El modelo sustitutivo
La crisis mundial de 1929 obligó a cambiar el libreto y seguir los consejos de Lord Keynes: los conservadores en el poder acusaron recibo y replicaron el proteccionismo en boga. Forzado por las circunstancias, comenzó entonces el proceso industrial de sustitución de importaciones, que pobló de fábricas y talleres el Gran Buenos Aires y convocó a legiones de trabajadores provenientes de todos los rincones del país que abandonaban el campo para concentrarse en las ciudades. Nacía el mercado interno.
Este modelo sustitutivo siguió rigiendo en las décadas siguientes, sentando las bases de una economía más bien cerrada y poco competitiva. Durante buen tiempo, la industria no dio el salto hacia la llamada industria pesada –petroquímica, acerías, etc.- y se concentró en ramas ligadas al mercado interno, de crecimiento vegetativo. La industria automotriz, que asomó en la década de 1950, dio fuerte impulso al desarrollo industrial.
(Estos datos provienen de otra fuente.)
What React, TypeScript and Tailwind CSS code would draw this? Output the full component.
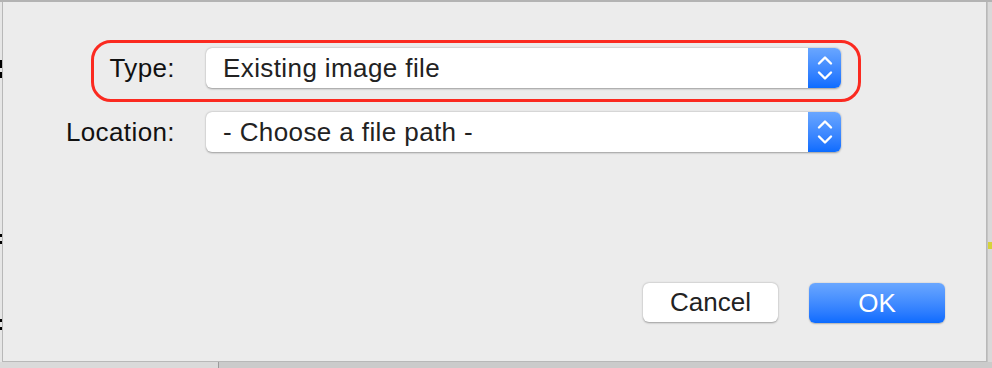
import React from "react";

function Chevrons() {
  return (
    <svg width="16" height="26" viewBox="0 0 16 26" fill="none">
      <path d="M2 8.5 L8 2.5 L14 8.5" stroke="white" strokeWidth="2.4" strokeLinecap="round" strokeLinejoin="round" />
      <path d="M2 17.5 L8 23.5 L14 17.5" stroke="white" strokeWidth="2.4" strokeLinecap="round" strokeLinejoin="round" />
    </svg>
  );
}

function Select({ value }: { value: string }) {
  return (
    <div className="flex h-[40px] w-[635px] rounded-[6px] bg-white shadow-[0_0.5px_2px_rgba(0,0,0,0.35)] overflow-hidden">
      <div className="flex flex-1 items-center pl-[17px] text-[26px] text-[#222222] tracking-[0.4px]">{value}</div>
      <div className="flex w-[33px] items-center justify-center bg-gradient-to-b from-[#69a6ff] to-[#0b6cff]">
        <Chevrons />
      </div>
    </div>
  );
}

export default function App() {
  return (
    <div
      className="flex h-[368px] w-[992px] flex-col overflow-hidden bg-[#d6d6d6]"
      style={{ fontFamily: '"Liberation Sans", Arial, sans-serif' }}
    >
      <div className="h-[2px] w-full bg-[#b3b3b3]" />
      <div className="flex h-[360px] w-full">
        <div className="relative flex w-[2px] flex-col bg-[#e6e6e6]">
          <div className="mt-[58px] h-[8px] w-[2px] bg-black" />
          <div className="mt-[4px] h-[6px] w-[2px] bg-black" />
          <div className="mt-[156px] h-[3px] w-[2px] bg-black" />
          <div className="mt-[4px] h-[3px] w-[2px] bg-black" />
          <div className="mt-[75px] h-[3px] w-[2px] bg-black" />
          <div className="mt-[5px] h-[3px] w-[2px] bg-black" />
        </div>
        <div className="relative flex w-[985px] flex-col border-l border-r border-b border-[#b8b8b8] bg-[#ececec]">
          <div className="absolute left-[88px] top-[38px] h-[62px] w-[770px] rounded-[20px] border-[3px] border-[#fb2a20]" />
          <div className="mt-[46px] flex flex-col gap-[24px]">
            <div className="flex items-center">
              <div className="w-[172px] text-right text-[26px] text-[#111111] tracking-[0.4px]">Type:</div>
              <div className="ml-[31px]">
                <Select value="Existing image file" />
              </div>
            </div>
            <div className="flex items-center">
              <div className="w-[172px] text-right text-[26px] text-[#111111] tracking-[0.4px]">Location:</div>
              <div className="ml-[31px]">
                <Select value="- Choose a file path -" />
              </div>
            </div>
          </div>
          <div className="mt-auto mb-[38px] mr-[41px] flex justify-end gap-[31px]">
            <button className="flex h-[39px] w-[135px] items-center justify-center rounded-[6px] bg-white text-[26px] text-[#222222] shadow-[0_0.5px_2px_rgba(0,0,0,0.35)]">
              Cancel
            </button>
            <button className="flex h-[40px] w-[136px] items-center justify-center rounded-[6px] bg-gradient-to-b from-[#6aa7ff] to-[#0a6bff] text-[26px] text-white shadow-[0_0.5px_1.5px_rgba(0,0,0,0.25)]">
              OK
            </button>
          </div>
        </div>
        <div className="flex flex-1 flex-col border-l border-[#c4c4c4] bg-[#d9d9d9]">
          <div className="mt-[240px] h-[7px] w-full bg-[#d6d33a]" />
        </div>
      </div>
      <div className="flex flex-1">
        <div className="w-[218px] bg-[#dadada]" />
        <div className="flex-1 border-l border-[#9a9a9a] bg-[#cbcbcb]" />
      </div>
    </div>
  );
}
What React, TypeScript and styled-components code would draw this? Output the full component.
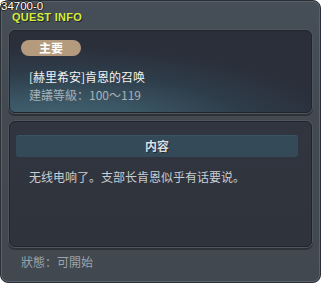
import React from "react";
import styled, { createGlobalStyle } from "styled-components";

const Global = createGlobalStyle`
  html, body { margin: 0; padding: 0; background: #ffffff; }
  body { font-family: "Noto Sans CJK SC", "Noto Sans", sans-serif; }
`;

const Frame = styled.div`
  box-sizing: border-box;
  width: 321px;
  height: 283px;
  border-radius: 8px;
  background: linear-gradient(180deg, #464e57 0%, #424951 40%, #41484f 100%);
  border: 1px solid #2b3036;
  box-shadow: inset 0 0 0 1px #59616a;
  display: flex;
  flex-direction: column;
  padding: 0 8px 0 8px;
  position: relative;
`;

const Header = styled.div`
  height: 29px;
  display: flex;
  flex-direction: column;
`;

const IdTag = styled.div`
  position: absolute;
  left: 0;
  top: 0;
  height: 11px;
  font-family: "Liberation Sans", sans-serif;
  font-size: 11.5px;
  line-height: 11px;
  color: #ffffff;
  text-shadow: 1px 0 0 #222, -1px 0 0 #222, 0 1px 0 #222, 0 -1px 0 #222;
`;

const Title = styled.div`
  margin-top: 11px;
  margin-left: 3px;
  font-family: "Liberation Sans", sans-serif;
  font-weight: bold;
  font-size: 11px;
  line-height: 10px;
  letter-spacing: 0.3px;
  color: #d6ec3a;
  text-shadow: 1px 1px 0 #1e2328;
`;

const Panel = styled.div<{ $h: number; $top: number; $variant: "quest" | "content" }>`
  box-sizing: border-box;
  height: ${(p) => p.$h}px;
  margin-top: ${(p) => p.$top}px;
  border-radius: 6px;
  border: 1px solid #20252c;
  box-shadow: 0 0 0 1px #4d555e, 0 2px 0 1px #2d3238;
  background: ${(p) =>
    p.$variant === "quest"
      ? "radial-gradient(ellipse 95% 100% at 15% 118%, #46697a 0%, #3a5563 35%, #2e3c49 68%, #2a2f3a 100%)"
      : "linear-gradient(180deg, #30353f 0%, #2e333c 100%)"};
  display: flex;
  flex-direction: column;
`;

const QuestBody = styled.div`
  padding: 9px 12px 0 11px;
  display: flex;
  flex-direction: column;
`;

const Badge = styled.div`
  width: 60px;
  height: 16px;
  border-radius: 8px;
  background: #b49b7e;
  color: #ffffff;
  font-weight: bold;
  font-size: 12px;
  line-height: 16px;
  text-align: center;
`;

const QuestName = styled.div`
  margin-top: 13px;
  margin-left: 8px;
  font-size: 12px;
  line-height: 16px;
  color: #f2f4f5;
`;

const Level = styled.div`
  margin-top: 2px;
  margin-left: 8px;
  font-size: 12px;
  line-height: 16px;
  color: #a5b1b9;
`;

const ContentBody = styled.div`
  padding: 13px 13px 0 6px;
  display: flex;
  flex-direction: column;
`;

const SectionBar = styled.div`
  height: 22px;
  border-radius: 3px;
  background: #344a59;
  box-shadow: inset 0 1px 0 #3a5261;
  color: #d9dfe3;
  font-weight: bold;
  font-size: 12px;
  line-height: 22px;
  text-align: center;
  text-shadow: 1px 1px 0 #1f2a32;
`;

const Desc = styled.div`
  margin-top: 12px;
  margin-left: 13px;
  font-size: 12px;
  line-height: 16px;
  color: #c8ced3;
`;

const Status = styled.div`
  margin-top: 7px;
  margin-left: 12px;
  font-size: 12px;
  line-height: 16px;
  color: #9ba4ab;
`;

export default function App() {
  return (
    <>
      <Global />
      <Frame>
        <IdTag>34700-0</IdTag>
        <Header>
          <Title>QUEST INFO</Title>
        </Header>
        <Panel $h={83} $top={0} $variant="quest">
          <QuestBody>
            <Badge>主要</Badge>
            <QuestName>[赫里希安]肯恩的召唤</QuestName>
            <Level>建議等級：100～119</Level>
          </QuestBody>
        </Panel>
        <Panel $h={126} $top={8} $variant="content">
          <ContentBody>
            <SectionBar>内容</SectionBar>
            <Desc>无线电响了。支部长肯恩似乎有话要说。</Desc>
          </ContentBody>
        </Panel>
        <Status>狀態：可開始</Status>
      </Frame>
    </>
  );
}
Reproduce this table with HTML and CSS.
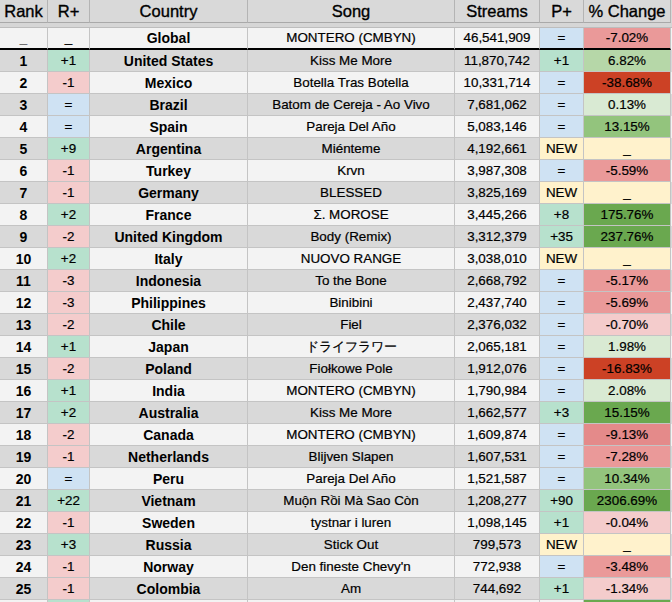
FILE: index.html
```html
<!DOCTYPE html>
<html>
<head>
<meta charset="utf-8">
<link rel="stylesheet" href="styles.css">
</head>
<body>
<div class="sheet">
  <div class="row head">
    <div class="c">Rank</div><div class="c">R+</div><div class="c">Country</div><div class="c">Song</div><div class="c">Streams</div><div class="c">P+</div><div class="c">% Change</div>
  </div>
  <div class="freeze"></div>
  <div class="row light global">
    <div class="c b">_</div><div class="c">_</div><div class="c b">Global</div><div class="c">MONTERO (CMBYN)</div><div class="c">46,541,909</div><div class="c same">=</div><div class="c r1">-7.02%</div>
  </div>
  <div class="row dark"><div class="c b">1</div><div class="c up">+1</div><div class="c b">United States</div><div class="c">Kiss Me More</div><div class="c">11,870,742</div><div class="c up">+1</div><div class="c g1">6.82%</div></div>
  <div class="row light"><div class="c b">2</div><div class="c down">-1</div><div class="c b">Mexico</div><div class="c">Botella Tras Botella</div><div class="c">10,331,714</div><div class="c same">=</div><div class="c r3">-38.68%</div></div>
  <div class="row dark"><div class="c b">3</div><div class="c same">=</div><div class="c b">Brazil</div><div class="c">Batom de Cereja - Ao Vivo</div><div class="c">7,681,062</div><div class="c same">=</div><div class="c g0">0.13%</div></div>
  <div class="row light"><div class="c b">4</div><div class="c same">=</div><div class="c b">Spain</div><div class="c">Pareja Del Año</div><div class="c">5,083,146</div><div class="c same">=</div><div class="c g2">13.15%</div></div>
  <div class="row dark"><div class="c b">5</div><div class="c up">+9</div><div class="c b">Argentina</div><div class="c">Miénteme</div><div class="c">4,192,661</div><div class="c new">NEW</div><div class="c new">_</div></div>
  <div class="row light"><div class="c b">6</div><div class="c down">-1</div><div class="c b">Turkey</div><div class="c">Krvn</div><div class="c">3,987,308</div><div class="c same">=</div><div class="c r1">-5.59%</div></div>
  <div class="row dark"><div class="c b">7</div><div class="c down">-1</div><div class="c b">Germany</div><div class="c">BLESSED</div><div class="c">3,825,169</div><div class="c new">NEW</div><div class="c new">_</div></div>
  <div class="row light"><div class="c b">8</div><div class="c up">+2</div><div class="c b">France</div><div class="c">Σ. MOROSE</div><div class="c">3,445,266</div><div class="c up">+8</div><div class="c g3">175.76%</div></div>
  <div class="row dark"><div class="c b">9</div><div class="c down">-2</div><div class="c b">United Kingdom</div><div class="c">Body (Remix)</div><div class="c">3,312,379</div><div class="c up">+35</div><div class="c g3">237.76%</div></div>
  <div class="row light"><div class="c b">10</div><div class="c up">+2</div><div class="c b">Italy</div><div class="c">NUOVO RANGE</div><div class="c">3,038,010</div><div class="c new">NEW</div><div class="c new">_</div></div>
  <div class="row dark"><div class="c b">11</div><div class="c down">-3</div><div class="c b">Indonesia</div><div class="c">To the Bone</div><div class="c">2,668,792</div><div class="c same">=</div><div class="c r1">-5.17%</div></div>
  <div class="row light"><div class="c b">12</div><div class="c down">-3</div><div class="c b">Philippines</div><div class="c">Binibini</div><div class="c">2,437,740</div><div class="c same">=</div><div class="c r1">-5.69%</div></div>
  <div class="row dark"><div class="c b">13</div><div class="c down">-2</div><div class="c b">Chile</div><div class="c">Fiel</div><div class="c">2,376,032</div><div class="c same">=</div><div class="c r0">-0.70%</div></div>
  <div class="row light"><div class="c b">14</div><div class="c up">+1</div><div class="c b">Japan</div><div class="c">ドライフラワー</div><div class="c">2,065,181</div><div class="c same">=</div><div class="c g0">1.98%</div></div>
  <div class="row dark"><div class="c b">15</div><div class="c down">-2</div><div class="c b">Poland</div><div class="c">Fiołkowe Pole</div><div class="c">1,912,076</div><div class="c same">=</div><div class="c r3">-16.83%</div></div>
  <div class="row light"><div class="c b">16</div><div class="c up">+1</div><div class="c b">India</div><div class="c">MONTERO (CMBYN)</div><div class="c">1,790,984</div><div class="c same">=</div><div class="c g0">2.08%</div></div>
  <div class="row dark"><div class="c b">17</div><div class="c up">+2</div><div class="c b">Australia</div><div class="c">Kiss Me More</div><div class="c">1,662,577</div><div class="c up">+3</div><div class="c g3">15.15%</div></div>
  <div class="row light"><div class="c b">18</div><div class="c down">-2</div><div class="c b">Canada</div><div class="c">MONTERO (CMBYN)</div><div class="c">1,609,874</div><div class="c same">=</div><div class="c r2">-9.13%</div></div>
  <div class="row dark"><div class="c b">19</div><div class="c down">-1</div><div class="c b">Netherlands</div><div class="c">Blijven Slapen</div><div class="c">1,607,531</div><div class="c same">=</div><div class="c r1">-7.28%</div></div>
  <div class="row light"><div class="c b">20</div><div class="c same">=</div><div class="c b">Peru</div><div class="c">Pareja Del Año</div><div class="c">1,521,587</div><div class="c same">=</div><div class="c g2">10.34%</div></div>
  <div class="row dark"><div class="c b">21</div><div class="c up">+22</div><div class="c b">Vietnam</div><div class="c">Muộn Rồi Mà Sao Còn</div><div class="c">1,208,277</div><div class="c up">+90</div><div class="c g3">2306.69%</div></div>
  <div class="row light"><div class="c b">22</div><div class="c down">-1</div><div class="c b">Sweden</div><div class="c">tystnar i luren</div><div class="c">1,098,145</div><div class="c up">+1</div><div class="c r0">-0.04%</div></div>
  <div class="row dark"><div class="c b">23</div><div class="c up">+3</div><div class="c b">Russia</div><div class="c">Stick Out</div><div class="c">799,573</div><div class="c new">NEW</div><div class="c new">_</div></div>
  <div class="row light"><div class="c b">24</div><div class="c down">-1</div><div class="c b">Norway</div><div class="c">Den fineste Chevy'n</div><div class="c">772,938</div><div class="c same">=</div><div class="c r1">-3.48%</div></div>
  <div class="row dark"><div class="c b">25</div><div class="c down">-1</div><div class="c b">Colombia</div><div class="c">Am</div><div class="c">744,692</div><div class="c up">+1</div><div class="c r0">-1.34%</div></div>
  <div class="row light"><div class="c"></div><div class="c up"></div><div class="c"></div><div class="c"></div><div class="c"></div><div class="c"></div><div class="c g3"></div></div>
</div>
</body>
</html>
```

FILE: styles.css
```css
html, body {
  margin: 0;
  padding: 0;
  background: #f3f3f3;
  overflow: hidden;
}

.sheet {
  width: 672px;
  font-family: "Liberation Sans", Arial, sans-serif;
  color: #000;
}

.row {
  display: grid;
  grid-template-columns: 48px 42px 158px 207px 85px 44px 87px 1fr;
  height: 22px;
}

.c {
  box-sizing: border-box;
  border-right: 1px solid #c4c4c4;
  border-bottom: 1px solid #c4c4c4;
  display: flex;
  align-items: flex-end;
  justify-content: center;
  padding-bottom: 2px;
  font-size: 13.4px;
  line-height: 16px;
  white-space: nowrap;
  overflow: hidden;
  -webkit-text-stroke: 0.2px #000;
}

.b {
  font-weight: bold;
  font-size: 14px;
  -webkit-text-stroke: 0;
}

.head {
  height: 23px;
  background: #d9d9d9;
}

.head .c {
  font-size: 16.5px;
  line-height: 19px;
  padding-bottom: 1px;
  border-right: 1px solid #b4b4b4;
  border-bottom: 1px solid #a9a9a9;
  -webkit-text-stroke: 0.35px #000;
}

.freeze {
  height: 4px;
  background: #d6d6d6;
  border-bottom: 1px solid #bdbdbd;
}

.global .c {
  border-bottom: 2px solid #000;
}

.light { background: #f3f3f3; }
.dark { background: #d9d9d9; }

.up { background: #b7e1cd; }
.down { background: #f4cccc; }
.same { background: #cfe2f3; }
.new { background: #fff2cc; }

.r3 { background: #cc4125; }
.r2 { background: #e48a8a; }
.r1 { background: #ea9999; }
.r0 { background: #f4cccc; }
.g0 { background: #d9ead3; }
.g1 { background: #b6d7a8; }
.g2 { background: #93c47d; }
.g3 { background: #6aa84f; }
```
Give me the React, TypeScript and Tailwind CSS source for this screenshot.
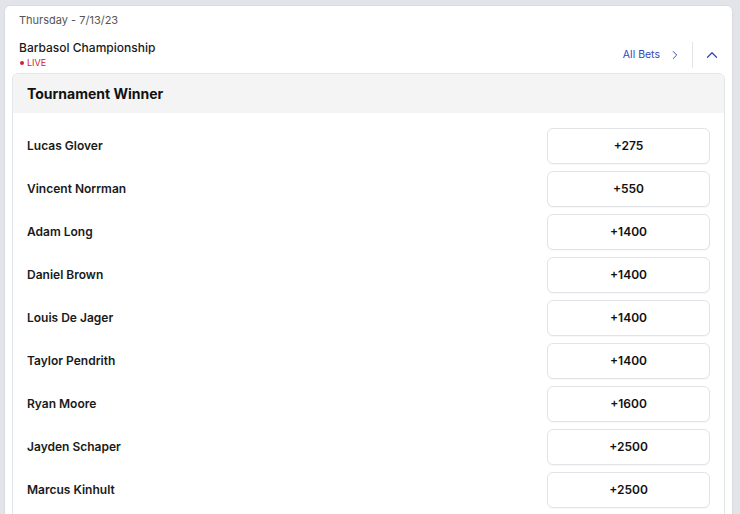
import { ChevronRight, ChevronUp } from 'lucide-react';

const runners = [
  { name: 'Lucas Glover', odds: '+275' },
  { name: 'Vincent Norrman', odds: '+550' },
  { name: 'Adam Long', odds: '+1400' },
  { name: 'Daniel Brown', odds: '+1400' },
  { name: 'Louis De Jager', odds: '+1400' },
  { name: 'Taylor Pendrith', odds: '+1400' },
  { name: 'Ryan Moore', odds: '+1600' },
  { name: 'Jayden Schaper', odds: '+2500' },
  { name: 'Marcus Kinhult', odds: '+2500' },
];

export default function App() {
  return (
    <div
      className="w-[740px] h-[514px] overflow-hidden bg-[#e3e4e9] pl-[4px] pr-[7px] pt-[5px]"
      style={{ fontFamily: 'Inter, "Noto Sans", sans-serif' }}
    >
      <div className="bg-white rounded-t-[6px] h-[530px] px-[7px] border border-[#d9dbe0] flex flex-col">
        {/* header */}
        <div className="pt-[7px] pl-[7px] text-[11px] text-[#555] leading-[14px]">Thursday - 7/13/23</div>
        <div className="flex items-end justify-between pl-[7px] pt-[14px] pb-[4px]">
          <div>
            <div className="text-[12px] font-medium text-[#1a1a1a] leading-[14px]">Barbasol Championship</div>
            <div className="flex items-center gap-[3px] text-[9px] text-[#d4202c] leading-[12px] mt-[2px]">
              <span className="w-[4px] h-[4px] rounded-full bg-[#d4202c] ml-[1px]" />
              LIVE
            </div>
          </div>
          <div className="flex items-center mb-[1px]">
            <div className="flex items-center gap-[8px] text-[10.5px] text-[#3345b8] pr-[10px]">
              All Bets
              <ChevronRight size={14} strokeWidth={1.6} />
            </div>
            <div className="w-px h-[26px] bg-[#e3e4e7]" />
            <div className="pl-[10px] pr-[4px] text-[#3345b8]">
              <ChevronUp size={18} strokeWidth={1.6} />
            </div>
          </div>
        </div>

        {/* market */}
        <div className="border border-[#e4e5e8] rounded-[6px] flex-1">
          <div className="bg-[#f4f4f5] h-[39px] flex items-center px-[14px] rounded-t-[6px] text-[14px] font-bold text-[#111]">
            Tournament Winner
          </div>
          <div className="pt-[15px] pl-[14px] pr-[14px] flex flex-col gap-[7px]">
            {runners.map((r) => (
              <div key={r.name} className="flex items-center justify-between">
                <div className="text-[12px] font-semibold text-[#1a1a1a]">{r.name}</div>
                <button className="w-[163px] h-[36px] border border-[#e2e3e6] rounded-[6px] bg-white text-[12px] font-semibold text-[#111] shadow-[0_1px_1px_rgba(0,0,0,0.03)]">
                  {r.odds}
                </button>
              </div>
            ))}
          </div>
        </div>
      </div>
    </div>
  );
}
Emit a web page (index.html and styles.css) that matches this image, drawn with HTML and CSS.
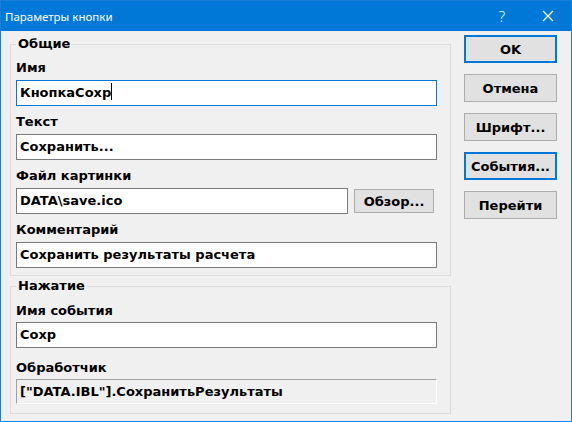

Pese a las dificultades de la época, la industria argentina atravesó por sus mejores momentos en las décadas de 1960 y 1970, cuando floreció el mercado interno y la participación de los asalariados llegó a estar cerca del 50 por ciento, lo cual habla de una sociedad mucho más compacta y homogénea que la actual.
En las décadas siguientes, el modelo sustitutivo comenzó a presentar signos de agotamiento y sufrió el embate de políticas aperturistas que pusieron a los rubros industriales más vulnerables al borde de la extinción, en tanto que la distribución del ingreso se tornó cada vez más regresiva. Al mismo tiempo, la tasa de desempleo se convirtió en uno de los indicadores más sensibles de una economía afectada por la baja productividad y la ausencia de políticas de largo plazo. La crisis de fines de 2001 marcó el fin de un ciclo.
La industria, hoy
El modelo actual es una mixtura entre el modelo agroexportador de las primeras décadas del siglo pasado y del proceso industrial de sustitución de importaciones que lo reemplazó. El problema es que las reglas de juego para uno y otro suelen estar en oposición y lo que es bueno para uno no lo es necesariamente para el otro. Salvo el tipo de cambio alto, que beneficia a ambos, provocando altos ingresos para los exportadores y protección para los fabricantes locales, el resto genera efectos dispares.
No en vano, cada tanto renace el famoso dilema samuelsoniano de si mantequilla o cañones. En otras palabras: qué producir, qué exportar, qué proteger y hasta dónde; son los interrogantes de la hora. Nada de todo eso puede ser una decisión autónoma, ajena a las oportunidades que brinda el contexto internacional.
Competitividad y especialización, son los paradigmas del mundo actual, competitivo y selectivo a más no poder. Mayor valor agregado, más trabajo argentino, industrialización en origen, asoman como las consignas de un nuevo tiempo industrial, de cara al futuro. Teniendo en claro, como ayer, que sin industria no hay Nación.